Of course, she’d read Dune. If she hadn’t, she wouldn’t have had that same experience I’d just had. I could have said “Ooh, I smell spice!” to my mother-in-law, and (lovely mother-in-law though she is) she would have had no reaction, or only thought about food.

So, this is my point–the language we speak isn’t like a programming language, where definitions are set and meaning follows an absolutely logical sequence and there’s some perfectly logical way to decode the meaning of any word or sentence. (No one has actually died in the shower from not being able to exit the loop on the back of the shampoo bottle. Indeed, the joke is funny because it never has and never would happen, because human languages don’t work like computer languages.) The dictionary definitions of words are only the surface of what they mean–but what’s below that surface is different from person to person, even if some meanings are common to some groups of people.

As a writer, your work is to some extent made more difficult by this. But if you turn it around and look at it as a tool to be used, you can get some really cool effects from it. Just, not every reader is going to be in a position to experience the effect. But that’s all right, that’s just life. That’s how it is.

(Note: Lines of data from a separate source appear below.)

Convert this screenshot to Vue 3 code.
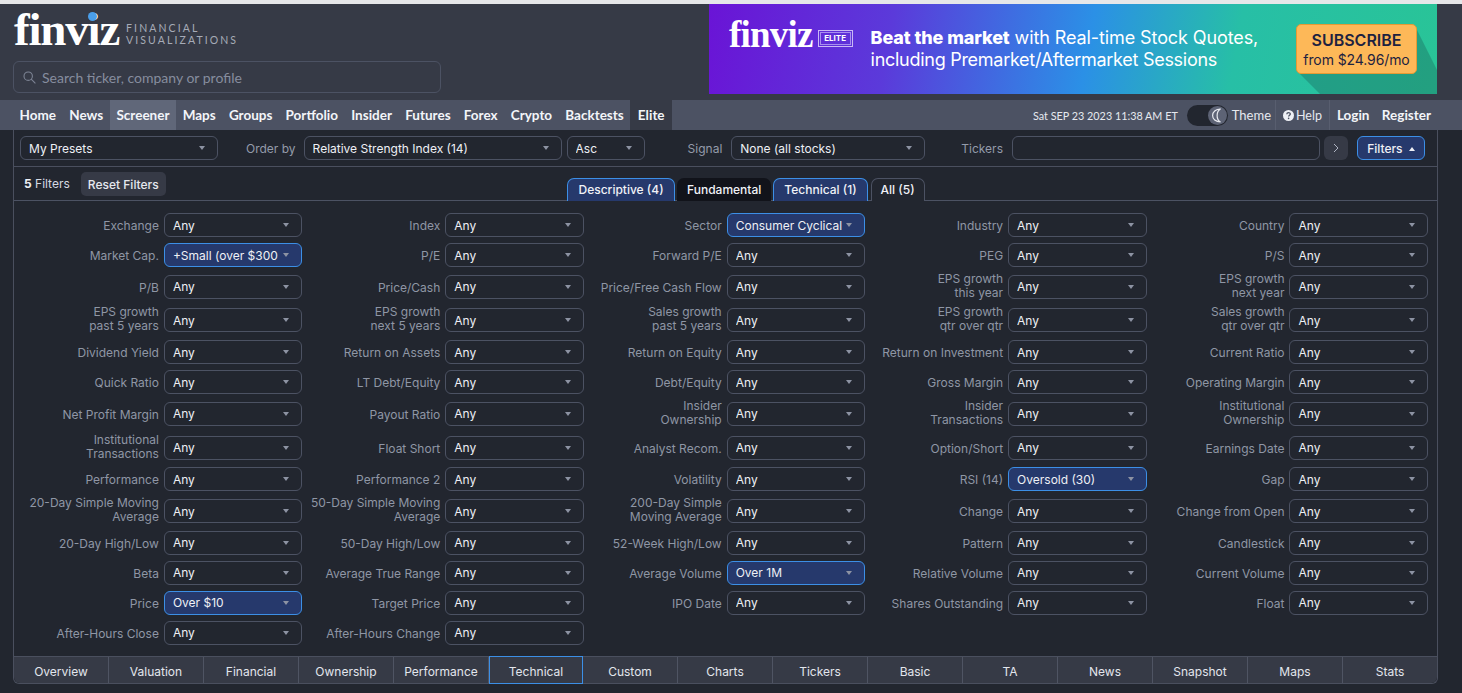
<script setup>
const navLeft = ["Home", "News", "Screener", "Maps", "Groups", "Portfolio", "Insider", "Futures", "Forex", "Crypto", "Backtests"]
const views = ["Overview", "Valuation", "Financial", "Ownership", "Performance", "Technical", "Custom", "Charts", "Tickers", "Basic", "TA", "News", "Snapshot", "Maps", "Stats"]

// label, picked value (only for the active filters), tall = two line row
const rows = [
  { cells: [["Exchange"], ["Index"], ["Sector", "Consumer Cyclical"], ["Industry"], ["Country"]] },
  { cells: [["Market Cap.", "+Small (over $300"], ["P/E"], ["Forward P/E"], ["PEG"], ["P/S"]] },
  { tall: true, cells: [["P/B"], ["Price/Cash"], ["Price/Free Cash Flow"], ["EPS growth\nthis year"], ["EPS growth\nnext year"]] },
  { tall: true, cells: [["EPS growth\npast 5 years"], ["EPS growth\nnext 5 years"], ["Sales growth\npast 5 years"], ["EPS growth\nqtr over qtr"], ["Sales growth\nqtr over qtr"]] },
  { cells: [["Dividend Yield"], ["Return on Assets"], ["Return on Equity"], ["Return on Investment"], ["Current Ratio"]] },
  { cells: [["Quick Ratio"], ["LT Debt/Equity"], ["Debt/Equity"], ["Gross Margin"], ["Operating Margin"]] },
  { tall: true, cells: [["Net Profit Margin"], ["Payout Ratio"], ["Insider\nOwnership"], ["Insider\nTransactions"], ["Institutional\nOwnership"]] },
  { tall: true, cells: [["Institutional\nTransactions"], ["Float Short"], ["Analyst Recom."], ["Option/Short"], ["Earnings Date"]] },
  { cells: [["Performance"], ["Performance 2"], ["Volatility"], ["RSI (14)", "Oversold (30)"], ["Gap"]] },
  { tall: true, cells: [["20-Day Simple Moving\nAverage"], ["50-Day Simple Moving\nAverage"], ["200-Day Simple\nMoving Average"], ["Change"], ["Change from Open"]] },
  { cells: [["20-Day High/Low"], ["50-Day High/Low"], ["52-Week High/Low"], ["Pattern"], ["Candlestick"]] },
  { cells: [["Beta"], ["Average True Range"], ["Average Volume", "Over 1M"], ["Relative Volume"], ["Current Volume"]] },
  { cells: [["Price", "Over $10"], ["Target Price"], ["IPO Date"], ["Shares Outstanding"], ["Float"]] },
  { cells: [["After-Hours Close"], ["After-Hours Change"]] },
]
</script>

<template>
  <div class="page">
    <header class="header">
      <div class="brand">
        <div class="logo-row">
          <div class="logo">finviz<span class="logo-dot"></span></div>
          <div class="tagline">FINANCIAL<br />VISUALIZATIONS</div>
        </div>
        <div class="search">
          <svg width="13" height="13" viewBox="0 0 13 13" fill="none" stroke="#7d8494" stroke-width="1.1">
            <circle cx="5.2" cy="5.2" r="4.2" />
            <path d="M8.2 8.2 12.4 12.4" />
          </svg>
          <span>Search ticker, company or profile</span>
        </div>
      </div>
      <div class="banner">
        <div class="banner-shadow"></div>
        <div class="banner-logo">finviz</div>
        <div class="elite-badge"><span>ELITE</span></div>
        <div class="banner-text">
          <div><b>Beat the market</b> with Real-time Stock Quotes,</div>
          <div class="second">including Premarket/Aftermarket Sessions</div>
        </div>
        <div class="subscribe">
          <strong>SUBSCRIBE</strong>
          <span>from $24.96/mo</span>
        </div>
      </div>
    </header>

    <nav class="nav">
      <a v-for="item in navLeft" :key="item" class="nav-item" :class="{ current: item === 'Screener' }">{{ item }}</a>
      <a class="nav-item elite">Elite</a>
      <div class="nav-right">
        <span class="date">Sat SEP 23 2023 11:38 AM ET</span>
        <div class="theme">
          <div class="toggle">
            <div class="knob">
              <svg width="12" height="15" viewBox="0 0 12 15" fill="none" stroke="#e8eaf0" stroke-width="1.2">
                <path d="M9.5 1C5.4 3 4.6 11.4 9.5 14 4.6 14 1.6 11 1.6 7.5S4.6 1 9.5 1Z" />
              </svg>
            </div>
          </div>
          <span>Theme</span>
        </div>
        <div class="help">
          <svg width="11" height="11" viewBox="0 0 11 11">
            <circle cx="5.5" cy="5.5" r="5.5" fill="#eef0f5" />
            <path d="M3.8 4.2C3.9 2.2 7.3 2.2 7.3 4.1 7.3 5.3 5.6 5.3 5.6 6.6" fill="none" stroke="#4c5263" stroke-width="1.3" />
            <circle cx="5.6" cy="8.4" r=".8" fill="#4c5263" />
          </svg>
          <span>Help</span>
        </div>
        <a class="nav-item login">Login</a>
        <a class="nav-item register">Register</a>
      </div>
    </nav>

    <main class="panel">
      <div class="toolbar">
        <div class="select presets"><span>My Presets</span><i></i></div>
        <label class="order-label">Order by</label>
        <div class="select order"><span>Relative Strength Index (14)</span><i></i></div>
        <div class="select asc"><span>Asc</span><i></i></div>
        <label class="signal-label">Signal</label>
        <div class="select signal"><span>None (all stocks)</span><i></i></div>
        <label class="tickers-label">Tickers</label>
        <div class="tickers-input"></div>
        <button class="go">
          <svg width="6" height="10" viewBox="0 0 6 10" fill="none" stroke="#aeb4c2"><path d="M1 1l4 4-4 4" /></svg>
        </button>
        <button class="filters-btn">Filters <em></em></button>
      </div>

      <div class="tabs-row">
        <div class="count"><b>5</b> Filters</div>
        <button class="reset">Reset Filters</button>
        <div class="tabs">
          <div class="tab on">Descriptive (4)</div>
          <div class="tab black">Fundamental</div>
          <div class="tab on tech">Technical (1)</div>
          <div class="tab all">All (5)</div>
        </div>
      </div>

      <div class="filters">
        <div v-for="(row, r) in rows" :key="r" class="filter-row" :class="{ tall: row.tall }">
          <div v-for="cell in row.cells" :key="cell[0]" class="filter">
            <div class="filter-label" :class="{ two: cell[0].includes('\n') }">{{ cell[0] }}</div>
            <div class="select" :class="{ picked: cell[1] }"><span>{{ cell[1] || "Any" }}</span><i></i></div>
          </div>
        </div>
      </div>

      <div class="views">
        <div v-for="view in views" :key="view" class="view" :class="{ active: view === 'Technical' }">{{ view }}</div>
      </div>
    </main>
  </div>
</template>

<style scoped>
.page {
  width: 1462px;
  height: 693px;
  overflow: hidden;
  background: #22262f;
  border-top: 4px solid #e6e7e9;
  box-sizing: border-box;
  font-family: Inter, "Liberation Sans", sans-serif;
  font-size: 12px;
  color: #e6e9ef;
}

.header {
  height: 96px;
  background: #363a46;
  display: flex;
  justify-content: space-between;
  padding: 0 25px 0 13px;
}

.logo-row {
  display: flex;
  align-items: flex-end;
  height: 41px;
  padding-top: 4px;
}

.logo {
  position: relative;
  font-family: "Liberation Serif", serif;
  font-weight: 700;
  font-size: 47px;
  line-height: 40px;
  letter-spacing: -1.2px;
  color: #fff;
  margin-left: 1px;
}

.logo-dot {
  position: absolute;
  left: 74px;
  top: 3px;
  width: 9px;
  height: 9px;
  border-radius: 50%;
  background: #4a9eea;
}

.tagline {
  font-family: Lato, sans-serif;
  font-size: 10.5px;
  line-height: 12px;
  letter-spacing: 2.1px;
  color: #a6abb7;
  margin: 0 0 3px 7px;
}

.search {
  width: 428px;
  height: 32px;
  margin-top: 12px;
  box-sizing: border-box;
  border: 1px solid #4c5263;
  border-radius: 6px;
  display: flex;
  align-items: center;
  gap: 6px;
  padding-left: 9px;
  font-family: Lato, sans-serif;
  font-size: 14px;
  color: #868d9e;
}

.banner {
  position: relative;
  width: 728px;
  height: 90px;
  background: linear-gradient(100deg, #6a14d6 0%, #5b3ada 25%, #2b90e6 52%, #27bfa6 72%, #29c497 100%);
  display: flex;
  align-items: flex-start;
  color: #fff;
}

.banner-shadow {
  position: absolute;
  inset: 0;
  background: rgba(20, 70, 70, 0.28);
  clip-path: polygon(708px 26px, 728px 66px, 728px 90px, 611px 90px, 587px 66px);
}

.banner-logo {
  font-family: "Liberation Serif", serif;
  font-weight: 700;
  font-size: 37px;
  line-height: 30px;
  letter-spacing: -0.8px;
  margin: 16px 0 0 20px;
}

.elite-badge {
  width: 35px;
  height: 17px;
  box-sizing: border-box;
  border: 1px solid #c9b8f5;
  margin: 26px 0 0 5px;
  padding: 1px;
  display: flex;
}

.elite-badge span {
  flex: 1;
  border: 1px solid #a88ef0;
  font-size: 8px;
  font-weight: 700;
  line-height: 11px;
  text-align: center;
}

.banner-text {
  margin: 23px 0 0 18px;
  font-size: 18px;
  line-height: 22px;
  letter-spacing: -0.1px;
}

.banner-text b {
  font-weight: 800;
}

.banner-text .second {
  letter-spacing: -0.28px;
}

.subscribe {
  position: absolute;
  left: 587px;
  top: 20px;
  width: 121px;
  height: 50px;
  box-sizing: border-box;
  background: #fdb858;
  border: 1px solid #e59a34;
  border-radius: 5px;
  display: flex;
  flex-direction: column;
  align-items: center;
  padding-top: 6px;
  color: #1d2240;
}

.subscribe strong {
  font-size: 16px;
  line-height: 19px;
  font-weight: 600;
}

.subscribe span {
  font-size: 14px;
  line-height: 19px;
  font-weight: 400;
  letter-spacing: -0.1px;
}

.nav {
  height: 30px;
  background: #4c5263;
  display: flex;
  padding-left: 13px;
  padding-right: 31px;
}

.nav-item {
  display: flex;
  align-items: center;
  padding: 0 6.6px;
  font-family: Lato, sans-serif;
  font-size: 13.5px;
  font-weight: 700;
  color: #f3f5f9;
}

.nav-item.current {
  background: #606779;
}

.nav-item.elite {
  background: #363a46;
  padding: 0 7.5px;
}

.nav-right {
  margin-left: auto;
  display: flex;
  align-items: center;
  height: 100%;
}

.date {
  font-family: Lato, sans-serif;
  font-size: 10.8px;
  margin-right: 9px;
}

.theme {
  display: flex;
  align-items: center;
  gap: 4px;
  height: 100%;
  padding: 0 4px 0 0;
  font-family: Lato, sans-serif;
  font-size: 13px;
}

.toggle {
  width: 41px;
  height: 21px;
  border-radius: 11px;
  background: #22262f;
  position: relative;
}

.knob {
  position: absolute;
  right: 1px;
  top: 1px;
  width: 19px;
  height: 19px;
  border-radius: 50%;
  background: #5d6375;
  display: flex;
  align-items: center;
  justify-content: center;
}

.help {
  display: flex;
  align-items: center;
  gap: 2px;
  height: 100%;
  padding: 0 7px;
  border-left: 1px solid #585e6f;
  border-right: 1px solid #585e6f;
  font-family: Lato, sans-serif;
  font-size: 12.5px;
}

.login {
  margin-left: 7px;
  padding: 0 6.2px 0 0;
}

.register {
  padding: 0 0 0 6.2px;
}

.panel {
  width: 1425px;
  height: 554px;
  margin-left: 13px;
  box-sizing: border-box;
  border: 1px solid #4a4f5e;
  border-top: 0;
  border-radius: 0 0 6px 6px;
  display: flex;
  flex-direction: column;
}

.toolbar {
  height: 37px;
  flex: none;
  box-sizing: border-box;
  border-bottom: 1px solid #4a4f5e;
  display: flex;
  align-items: flex-start;
  padding: 6px 0 0 6px;
}

.select {
  height: 24px;
  width: 138.5px;
  flex: none;
  box-sizing: border-box;
  border: 1px solid #4c5263;
  border-radius: 6px;
  display: flex;
  align-items: center;
  padding: 0 12px 0 8px;
  gap: 4px;
  color: #eef0f5;
}

.select span {
  flex: 1;
  min-width: 0;
  overflow: hidden;
  white-space: nowrap;
}

.select i {
  flex: none;
  width: 0;
  height: 0;
  border-left: 3.5px solid transparent;
  border-right: 3.5px solid transparent;
  border-top: 4px solid #8d93a3;
}

.select.picked {
  background: #26396c;
  border-color: #3c8fe6;
}

.select.presets {
  width: 198px;
}

.select.order {
  width: 258px;
}

.select.asc {
  width: 78px;
  margin-left: 5px;
}

.select.signal {
  width: 194px;
}

.toolbar label {
  color: #949baa;
  line-height: 25px;
  flex: none;
}

.order-label {
  margin: 0 8px 0 28px;
}

.signal-label {
  margin: 0 9px 0 43px;
}

.tickers-label {
  margin: 0 9px 0 36px;
}

.tickers-input {
  width: 308px;
  height: 24px;
  box-sizing: border-box;
  border: 1px solid #4c5263;
  border-radius: 6px;
}

.go {
  width: 24px;
  height: 24px;
  margin-left: 4px;
  padding: 0;
  border: 0;
  border-radius: 6px;
  background: #363a46;
}

.filters-btn {
  width: 68px;
  height: 24px;
  margin-left: 9px;
  padding: 0;
  border: 1px solid #3c8fe6;
  border-radius: 6px;
  background: #26396c;
  color: #eef0f5;
  font: inherit;
  font-weight: 500;
}

.filters-btn em {
  display: inline-block;
  width: 0;
  height: 0;
  margin: 0 0 2px 3px;
  border-left: 3.5px solid transparent;
  border-right: 3.5px solid transparent;
  border-bottom: 4px solid #eef0f5;
}

.tabs-row {
  height: 34px;
  flex: none;
  box-sizing: border-box;
  position: relative;
  display: flex;
  align-items: flex-start;
  padding: 5px 0 0 10px;
}

.count {
  line-height: 24px;
  color: #d5d9e2;
}

.count b {
  color: #eef0f5;
  font-weight: 700;
}

.reset {
  height: 24px;
  width: 85px;
  margin-left: 11px;
  padding: 0;
  border: 0;
  border-radius: 5px;
  background: #363a46;
  color: #e6e9ef;
  font: inherit;
  font-weight: 500;
}

.tabs {
  position: absolute;
  left: 0;
  right: 0;
  top: 11px;
  height: 23px;
  box-sizing: border-box;
  border-bottom: 1px solid #4c5263;
  display: flex;
  gap: 2px;
  padding-left: 553px;
  pointer-events: none;
}

.tab {
  height: 23px;
  box-sizing: border-box;
  padding: 0 10.5px;
  border-radius: 7px 7px 0 0;
  line-height: 24px;
  font-weight: 500;
  color: #f0f2f7;
}

.tab.on {
  background: #26396c;
  border: 1px solid #3c8fe6;
  border-bottom: 0;
  line-height: 22px;
}

.tab.on.tech {
  padding: 0 10px;
}

.tab.black {
  background: #11131a;
  padding: 0 10px;
}

.tab.all {
  background: #22262f;
  border: 1px solid #4c5263;
  border-bottom: 0;
  padding: 0 9px;
  line-height: 22px;
  margin-left: 1px;
}

.filters {
  flex: 1;
  padding: 9px 9px 0 7px;
}

.filter-row {
  display: grid;
  grid-template-columns: repeat(5, 1fr);
  height: 30px;
}

.filter-row.tall {
  height: 33.6px;
}

.filter {
  display: flex;
  align-items: center;
  justify-content: flex-end;
  gap: 5px;
}

.filter-label {
  text-align: right;
  white-space: pre-line;
  line-height: 14px;
  padding-top: 2px;
  color: #8f96a5;
}

.filter-label.two {
  padding: 0 0 2px;
}

.views {
  flex: none;
  height: 27px;
  box-sizing: border-box;
  display: flex;
  background: #363a46;
  border-top: 1px solid #4a4f5e;
  border-radius: 0 0 6px 6px;
}

.view {
  flex: 1;
  display: flex;
  align-items: center;
  justify-content: center;
  padding-top: 2px;
  border-right: 1px solid #4f5463;
  color: #e3e6ed;
}

.view:last-child {
  border-right: 0;
}

.view.active {
  box-shadow: inset 0 0 0 1px #3c8fe6;
  margin-top: -1px;
  margin-bottom: -1px;
  padding-top: 3px;
  border-right: 0;
}
</style>
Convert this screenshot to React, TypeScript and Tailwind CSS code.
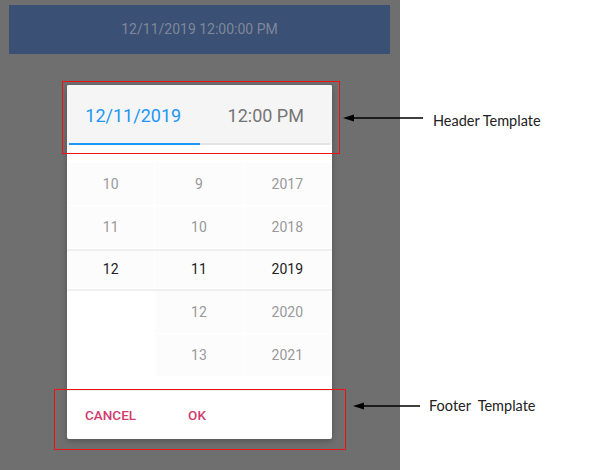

The writing advice here is, think very carefully about the resonances and associations of even common words, while you write. Be sure the echoes of your words are the ones you want. Always remembering, of course, that some readers won’t hear them at all or will hear different ones, but that can’t be helped.

The answer to the questions about my work? Well, if a dictionary-correct word isn’t producing the set of associations I want, I’m going to either try to manipulate the context so that it’s closer to what I want (by, say, using other words in immediately previous sentences to prime the association I’m after), or choose a different one. So if you’ve wondered why I chose one word and not another, that would be why.

8 Responses

    1. Ann Post author

      Hah, yes, I thought of mentioning that. I did the same to myself–I can’t see the word without doing a double-take now. You’re right, it’s the same effect, just very obvious because “ancillary” wasn’t in much use previously except in a few specialized areas.

  1. J
    Juliette Wade

    Ann, I feel exactly the same about “ancillary” at this point. I wanted to say that the way you argue your point above is backed up by psycholinguistics and the way it talks about word meanings. I wrote an article related to this for the editorial of Analog’s May issue this year, called “Not Just Semantics.” It’s possible that you or your readers might find it interesting. The main point is that word meanings are a concatenation of all the contexts in which a person has ever heard a word, and all are activates simultaneously when the person hears the word. Thus, words we read don’t transmit meaning to us, but evoke it, and what gets evoked will differ depending on the person. Great article.

  2. C
    Chris Suslowicz

    PSA: Subterranean have just announced the hardcover of Ancillary Sword, and the artwork is simply superb!

    (Yes, Of Course I’ve pre-ordered it.)

    1. Ann Post author

      Thank you, citizen! I have been anxiously waiting to be able to tell people about this, so glad to know it’s announced!!!

  3. n

    I used to write book copy and would see manuscripts in various stages of editing. One of my favorite examples of It Came from the Thesaurus was the line (I still remember this from 20 years ago!): “I had to shoot him! I never had any selection!”